In the end, everyone loved it. You can write so much that you can’t say. Words I used to describe or explicate, to replay or revise, helped everyone look at each other and take a step back from the drama and gossip. In the pages of my composition book, people were able to laugh at themselves, and learn from themselves, and see what people really thought of them. My class begged me to write more about them. Hold me to the magnifying glass, they asked, show me who you think I am, I want to see my name in the little black book.

  I stopped writing, and picked it up intermittently, whenever I wanted people to pause, reflect, and see the way I wanted. Writing has been a great tool to reflect outward.

I’ve skillfully used writing as a magnifying glass, putting a spotlight on the people and problems around me. But this tool I wield can be more than a magnifying glass, it can be a mirror. This is an attempt to get closer to the mirror. 

Statement of Purpose

I am a writer. Well, not really. Writing is a gift of mind, a talent, a hobby... something like that... Lets call it what it is. Writing is something I'm good at, but I don't do. Like most "writers", I'm to scared, nervous or caught in the moment to reflect on the page. The badge of honor that is "writer" is more like a shield to guard against true self expression and a fortress around the inability to develop the discipline necessary to produce written work.

This blog is an attempt to get out of that bad habit. 30 days, 15 minutes a day. A dream comes through much doing, right?

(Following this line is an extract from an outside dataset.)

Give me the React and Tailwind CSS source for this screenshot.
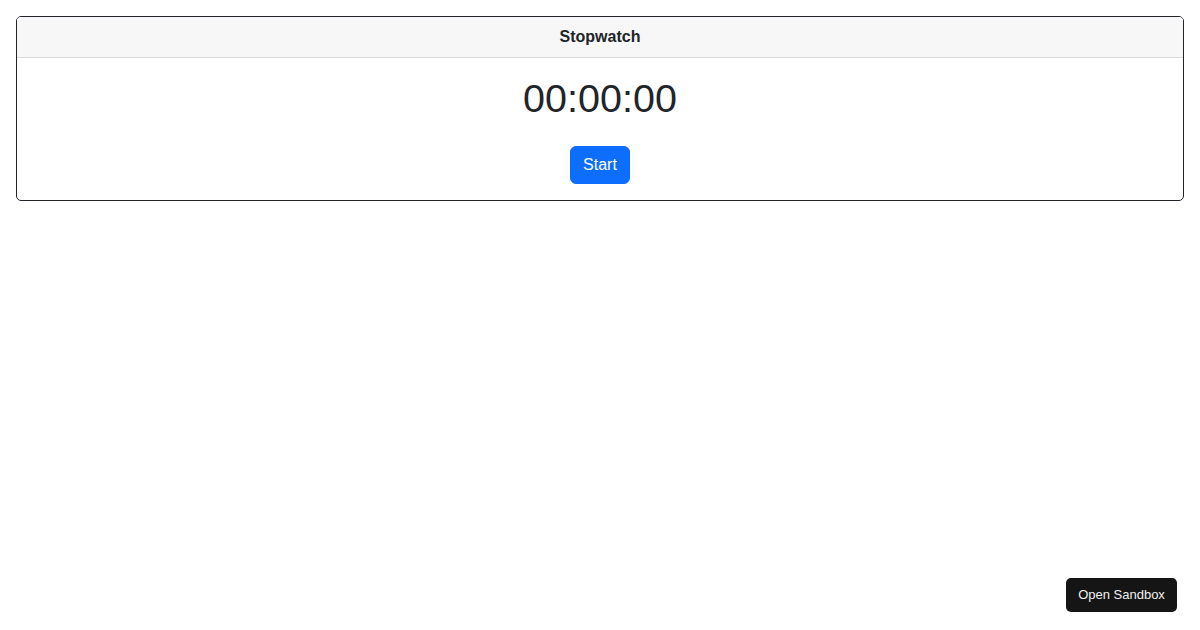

This blog focuses on relationships. Why? Because we are no one independently, we are identified by our affiliations and associations. You are not "you", you are a daughter, sister, lover, student, employee... each day I'll write about and thus challenge one aspect of my relational life. Your job: fasten your seatbelts, challenge me to be honest with myself, and let me know if these words mean anything to the world outside my head.